Among Trees is an exploration game set in woods abundant with life and light. The environment is so charming and mysterious it seems like a dream. Leaves tremble in the pink glow of dawn. Shadows crawl from the setting sun. Rabbits and deer prance in the mist. In early access, FJRD Interactive's first release is nonetheless yet to gain a narrative or meaningful goals. It's just a woman waking in the woods, chancing upon a ramshackle hut, and deciding to make a home of it.
The game's aesthetic is striking and fully realized. It plays well too, with an uncluttered UI for interaction and inventory management. It's like The Long Dark, but with the bleak, hardscrabble environment replaced by Arcadia's warm glow.

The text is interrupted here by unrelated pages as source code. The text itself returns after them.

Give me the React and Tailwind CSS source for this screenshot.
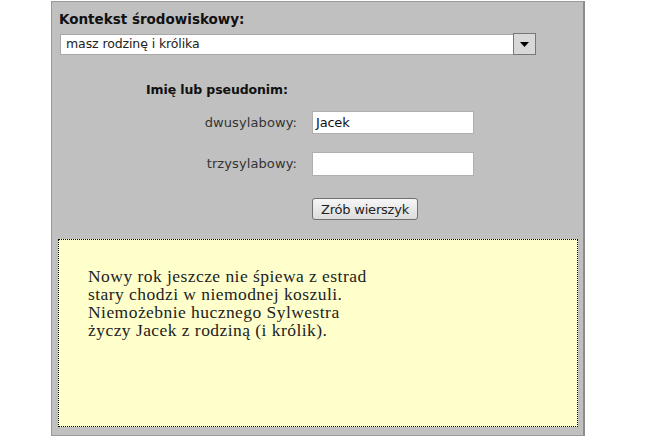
import React from 'react';

const sans = { fontFamily: '"DejaVu Sans", Tahoma, Verdana, sans-serif' };

export default function App() {
  return (
    <div className="w-[664px] h-[442px] bg-white">
      <div
        className="ml-[51px] mt-[1px] w-[534px] h-[435px] border border-[#999] border-r-2 border-r-[#8c8c8c] bg-[#c0c0c0] flex flex-col"
        style={sans}
      >
        <div className="pl-[7px] pt-[9px] text-[13.5px] font-bold text-[#111] leading-[16px]">
          Kontekst środowiskowy:
        </div>

        {/* select */}
        <div className="ml-[8px] mt-[7px] flex h-[21px] w-[476px]">
          <div className="flex-1 bg-white border border-[#a8a8a8] border-r-0 flex items-center pl-[5px] text-[12.5px] text-[#222] tracking-[-0.1px]">
            masz rodzinę i królika
          </div>
          <div className="w-[23px] h-[22px] -mt-[1px] border border-[#777] bg-[#d8d8d8] flex items-center justify-center">
            <svg width="9" height="5" viewBox="0 0 9 5">
              <path d="M0 0h9L4.5 5z" fill="#000" />
            </svg>
          </div>
        </div>

        <div className="ml-[94px] mt-[27px] text-[12.5px] font-bold text-[#111] leading-[16px] tracking-[-0.1px]">
          Imię lub pseudonim:
        </div>

        <div className="mt-[13px] grid grid-cols-[245px_162px] gap-x-[15px] gap-y-[18px] items-center text-[13px] text-[#333] tracking-[0.1px]">
          <div className="text-right">dwusylabowy:</div>
          <div className="h-[23px] bg-white border border-[#b0b0b0] flex items-center pl-[3px] text-[#111] tracking-[-0.2px]">Jacek</div>
          <div className="text-right">trzysylabowy:</div>
          <div className="h-[24px] bg-white border border-[#b0b0b0]"></div>
          <div></div>
          <div className="pt-[4px]">
            <button className="h-[22px] w-[106px] rounded-[3px] border border-[#707070] bg-gradient-to-b from-[#f6f6f6] to-[#dcdcdc] text-[13px] text-[#222] tracking-[-0.2px] leading-none">
              Zrób wierszyk
            </button>
          </div>
        </div>

        <div className="ml-[6px] mt-[19px] w-[520px] h-[188px] border border-dotted border-black bg-[#ffffcc] pl-[29px] pt-[27px] text-[17.5px] leading-[18px] text-[#222] tracking-[0.45px]" style={{ fontFamily: '"Liberation Serif", "Times New Roman", serif' }}>
          <p>Nowy rok jeszcze nie śpiewa z estrad</p>
          <p>stary chodzi w niemodnej koszuli.</p>
          <p>Niemożebnie hucznego Sylwestra</p>
          <p>życzy Jacek z rodziną (i królik).</p>
        </div>
      </div>
    </div>
  );
}
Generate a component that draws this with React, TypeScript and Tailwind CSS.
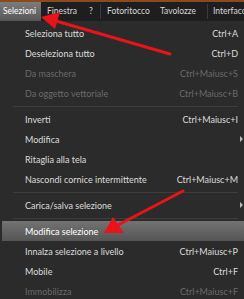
import React from "react";

type Item =
  | { kind: "sep" }
  | {
      kind: "item";
      label: string;
      shortcut?: string;
      disabled?: boolean;
      submenu?: boolean;
      active?: boolean;
    };

const items: Item[] = [
  { kind: "item", label: "Seleziona tutto", shortcut: "Ctrl+A" },
  { kind: "item", label: "Deseleziona tutto", shortcut: "Ctrl+D" },
  { kind: "item", label: "Da maschera", shortcut: "Ctrl+Maiusc+S", disabled: true },
  { kind: "item", label: "Da oggetto vettoriale", shortcut: "Ctrl+Maiusc+B", disabled: true },
  { kind: "sep" },
  { kind: "item", label: "Inverti", shortcut: "Ctrl+Maiusc+I" },
  { kind: "item", label: "Modifica", submenu: true },
  { kind: "item", label: "Ritaglia alla tela" },
  { kind: "item", label: "Nascondi cornice intermittente", shortcut: "Ctrl+Maiusc+M" },
  { kind: "sep" },
  { kind: "item", label: "Carica/salva selezione", submenu: true },
  { kind: "sep" },
  { kind: "item", label: "Modifica selezione", active: true },
  { kind: "item", label: "Innalza selezione a livello", shortcut: "Ctrl+Maiusc+P" },
  { kind: "item", label: "Mobile", shortcut: "Ctrl+F" },
  { kind: "item", label: "Immobilizza", shortcut: "Ctrl+Maiusc+F", disabled: true },
];

function MenuBar() {
  return (
    <div className="flex h-[21px] items-stretch overflow-hidden border-t-2 border-[#8a4a1e] bg-[#1e1e1e] text-[8.5px] text-[#d8d8d8]">
      <div className="flex w-[41px] shrink-0 items-center bg-gradient-to-b from-[#7c7c7c] to-[#575757] pl-[3px] text-white">
        Selezioni
      </div>
      <div className="flex w-[43px] shrink-0 items-center pl-[6px]">Finestra</div>
      <div className="flex w-[16px] shrink-0 items-center pl-[5px]">?</div>
      <div className="my-[2px] w-px shrink-0 bg-[#3a3a3a]" />
      <div className="flex w-[54px] shrink-0 items-center pl-[6px]">Fotoritocco</div>
      <div className="flex w-[52px] shrink-0 items-center pl-[5px]">Tavolozze</div>
      <div className="my-[2px] w-px shrink-0 bg-[#3a3a3a]" />
      <div className="flex shrink-0 items-center whitespace-nowrap pl-[5px]">Interfaccia</div>
    </div>
  );
}

function Arrows() {
  return (
    <svg className="pointer-events-none absolute left-0 top-0" width="244" height="299">
      <line x1="170" y1="54" x2="56" y2="21" stroke="#e8141a" strokeWidth="3" strokeLinecap="round" />
      <polygon points="41,17 60,12 55,29" fill="#e8141a" />
      <line x1="183" y1="191" x2="118" y2="225" stroke="#e8141a" strokeWidth="3" strokeLinecap="round" />
      <polygon points="104,233 113,217 124,233" fill="#e8141a" />
    </svg>
  );
}

export default function App() {
  return (
    <div
      className="relative h-[299px] w-[244px] overflow-hidden bg-[#2b2b2b] text-[9px] leading-none"
      style={{ fontFamily: "Lato, 'Liberation Sans', sans-serif" }}
    >
      <MenuBar />
      <div className="pt-[2px]">
        {items.map((item, i) =>
          item.kind === "sep" ? (
            <div key={i} className="flex h-[6px] items-center pl-[13px] pr-[6px]">
              <div className="h-px w-full bg-[#3d3d3d]" />
            </div>
          ) : (
            <div
              key={i}
              className={
                item.active
                  ? "ml-[2px] flex h-[20px] items-center justify-between bg-gradient-to-b from-[#737373] to-[#555555] pl-[23px] pr-[6px] text-white"
                  : item.disabled
                    ? "flex h-[20px] items-center justify-between pl-[25px] pr-[6px] text-[#6a6a6a]"
                    : "flex h-[20px] items-center justify-between pl-[25px] pr-[6px] text-[#dcdcdc]"
              }
            >
              <span>{item.label}</span>
              {item.shortcut && <span>{item.shortcut}</span>}
              {item.submenu && (
                <span className="-mr-[5px] h-0 w-0 border-y-[3px] border-l-[3px] border-y-transparent border-l-[#bdbdbd]" />
              )}
            </div>
          )
        )}
      </div>
      <Arrows />
    </div>
  );
}
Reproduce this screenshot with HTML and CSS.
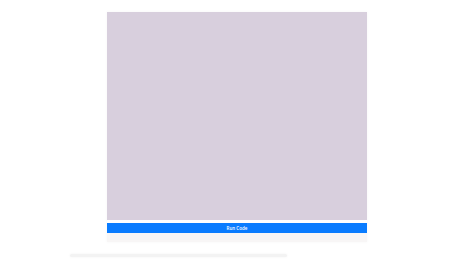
FILE: index.html
```html
<!DOCTYPE html>
<html>
<head>
<meta charset="utf-8">
<link rel="stylesheet" href="styles.css">
</head>
<body>
<div class="page">
  <div class="panel">
    <div class="canvas"></div>
    <button class="run">Run Code</button>
    <div class="output"></div>
  </div>
  <div class="below"></div>
</div>
</body>
</html>
```
FILE: styles.css
```css
html, body {
  margin: 0;
  padding: 0;
  background: #ffffff;
  font-family: "Open Sans", "Liberation Sans", sans-serif;
}
.page {
  width: 474px;
  height: 259px;
  overflow: hidden;
  padding-top: 12px;
  box-sizing: border-box;
  display: flex;
  flex-direction: column;
  align-items: center;
}
.panel {
  width: 260px;
  display: flex;
  flex-direction: column;
  box-shadow: 0 0 3px rgba(0,0,0,0.04);
}
.canvas {
  height: 208px;
  background: #d8cfdd;
}
.run {
  margin-top: 3px;
  height: 10px;
  border: none;
  padding: 0;
  background: #0a7cff;
  color: #ffffff;
  font-family: "Open Sans", "Liberation Sans", sans-serif;
  font-size: 4.5px;
  font-weight: 600;
  line-height: 10px;
}
.output {
  height: 9px;
  background: #f8f6f6;
}
.below {
  align-self: flex-start;
  margin-left: 70px;
  margin-top: 12px;
  width: 217px;
  height: 3px;
  border-radius: 2px;
  background: #f3f3f3;
  box-shadow: 0 0 3px rgba(0,0,0,0.05);
}
```
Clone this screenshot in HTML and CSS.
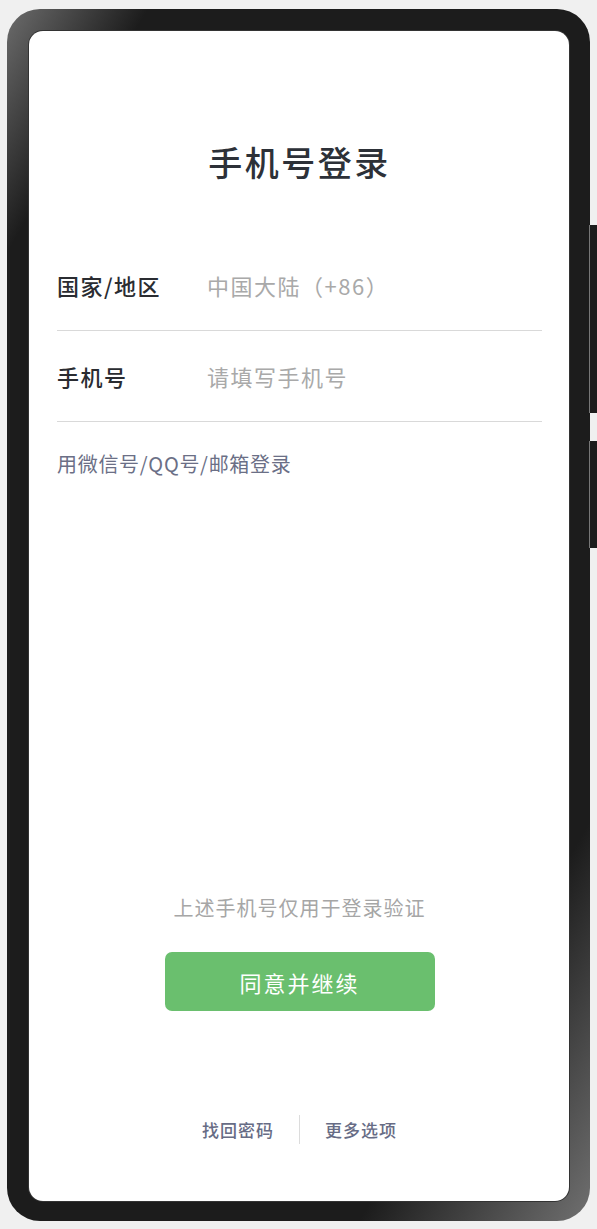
FILE: index.html
```html
<!DOCTYPE html>
<html lang="zh-CN">
<head>
<meta charset="utf-8">
<title>手机号登录</title>
<link rel="stylesheet" href="styles.css">
</head>
<body>
<div class="stage">
  <div class="phone">
    <span class="side-btn side-btn-power"></span>
    <span class="side-btn side-btn-volume"></span>
    <main class="screen">
      <h1 class="title">手机号登录</h1>
      <div class="form">
        <div class="row">
          <span class="label">国家/地区</span>
          <span class="value">中国大陆（+86）</span>
        </div>
        <div class="row">
          <span class="label">手机号</span>
          <span class="value">请填写手机号</span>
        </div>
      </div>
      <a class="alt-login">用微信号/QQ号/邮箱登录</a>
      <div class="bottom">
        <p class="hint">上述手机号仅用于登录验证</p>
        <button class="primary">同意并继续</button>
        <nav class="links">
          <a class="link">找回密码</a>
          <span class="sep"></span>
          <a class="link">更多选项</a>
        </nav>
      </div>
    </main>
  </div>
</div>
</body>
</html>
```

FILE: styles.css
```css
html, body {
  margin: 0;
  padding: 0;
  height: 100%;
  overflow: hidden;
  background: #f0f0f0;
  font-family: "Noto Sans CJK SC", "Noto Sans", sans-serif;
}

.stage {
  padding: 9px 0 0 7px;
}

.phone {
  position: relative;
  box-sizing: border-box;
  width: 583px;
  height: 1212px;
  padding: 22px 21px 20px 22px;
  border-radius: 33px;
  background: linear-gradient(120deg, #6c6c6c 0%, #1c1c1c 11%, #1c1c1c 82%, #707070 100%);
  display: flex;
}

.side-btn {
  position: absolute;
  left: 582px;
  width: 12px;
  background: #1c1c1c;
  border-left: 1px solid #777;
  border-radius: 0 5px 5px 0;
}

.side-btn-power {
  top: 216px;
  height: 188px;
}

.side-btn-volume {
  top: 432px;
  height: 107px;
}

.screen {
  flex: 1;
  box-sizing: border-box;
  background: #fff;
  border-radius: 14px;
  box-shadow: 0 0 0 1px #333;
  display: flex;
  flex-direction: column;
  padding: 0 27px 57px 28px;
}

.title {
  margin: 107px 0 0;
  text-align: center;
  font-size: 34px;
  line-height: 48px;
  font-weight: 500;
  letter-spacing: 2.5px;
  color: #2d3138;
}

.form {
  margin-top: 54px;
}

.row {
  display: flex;
  align-items: center;
  height: 90px;
  border-bottom: 1px solid #d9d9d9;
  font-size: 22px;
  letter-spacing: 1.5px;
}

.label {
  width: 150px;
  font-weight: 500;
  color: #2a2c31;
}

.value {
  color: #a9a9a9;
}

.alt-login {
  margin-top: 29px;
  font-size: 20px;
  line-height: 26px;
  letter-spacing: 0.7px;
  color: #6b6f86;
}

.bottom {
  margin-top: auto;
  display: flex;
  flex-direction: column;
  align-items: center;
}

.hint {
  margin: 0;
  font-size: 20px;
  line-height: 26px;
  letter-spacing: 1px;
  color: #a6a6a6;
}

.primary {
  margin-top: 31px;
  width: 270px;
  height: 59px;
  border: 0;
  border-radius: 7px;
  background: #6abf6e;
  color: #fff;
  font-family: inherit;
  font-size: 22px;
  letter-spacing: 2px;
}

.links {
  margin-top: 104px;
  display: flex;
  align-items: center;
  gap: 25px;
  height: 29px;
}

.link {
  font-size: 17px;
  font-weight: 500;
  letter-spacing: 1px;
  color: #676c85;
}

.sep {
  width: 1px;
  height: 29px;
  background: #dcdcdc;
}
```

You can gather plants and materials, upgrade your dwelling with workshops, a kitchen and a greenhouse, and make some useful stuff. Item requirements are funny—do you have enough mulberries to make a map, enough dogsbane to make a backpack?—but it's all under active development. Trees creak and topple under the axe. Fishes strain on the line. Bees swarm when you steal their honey. Bears are the game's only dangerous fauna and will tear you up if you stray too close. Finding blueprints for the most useful items, scattered at random in debris fields and caverns, are the most interesting challenge.
The survival mechanisms are mild yet relentless, wedding a layer of nagging anxiety to fast-moving cycles of night and day. Five minutes in the wilds and the word STARVING flashes on-screen. Hunger and fatigue feel more like running out of oxygen than energy, sending me racing the sunset home. If were starting over, I'd either stick to the zen/easy mode that promises to mute these pressures entirely or dial it to survival mode and make them the whole point.
Among Woods is a gorgeous trip to a calm place deep in the woods, well-worth an early investment to anyone taken with its splendid looks. But be aware that its routines of exploration and creation are are as yet bare bone, with scarce meat to be found.